Il ne faut pas que ce soit trop long. En comédie, il y a des blagues immédiates, d'autres qui demandent un peu plus de suspense… Sur des séries, un format d'une minute convient bien. Sur un film unique, 40 secondes c'est déjà long. En moyenne, un format de 30 secondes est largement suffisant.
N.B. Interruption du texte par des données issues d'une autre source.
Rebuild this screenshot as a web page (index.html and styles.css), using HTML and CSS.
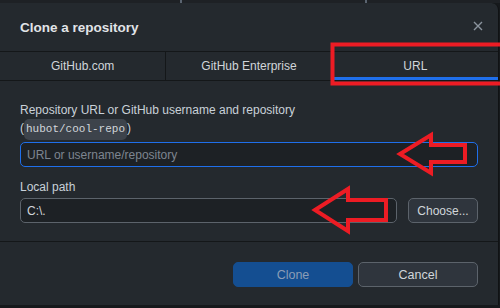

Quels films publicitaires vous ont marqué ces derniers temps sur Internet ?
Une série de films pour 3M/Post it, il y a quelques années, mettant en scène un coach sur plusieurs épisodes. Plus récemment, la campagne Ikea pour les cuisines. La SNCF sort aussi régulièrement de bonnes campagnes, notamment les films iTGV et la récente campagne Skiezfrais.com, dans laquelle l'ensemble du dispositif est très intéressant. Pour l'étranger, la campagne pour la Mini.
 
 
Propos recueillis par Raphaële KARAYAN, JDN

PARCOURS
 
 
Marie Massis, 36 ans, débute sa carrière dans la publicité en 1998. De 1998 à 2003, elle occupe successivement trois fonctions au sein de l'agence de publicité Leagas Delaney Paris : d'abord coordinatrice entre l'agence de Paris et l'agence de Londres, puis productrice print et enfin responsable du service TV prod de l'agence.

En 2004, elle entame une période freelance en temps que TV producer, et a travaillé notamment chez Boy Meets Girl sur des productions de films pour AOL. Elle effectue un passage en maison de production avant de rejoindre BBDO pour créer La Factory en décembre 2005.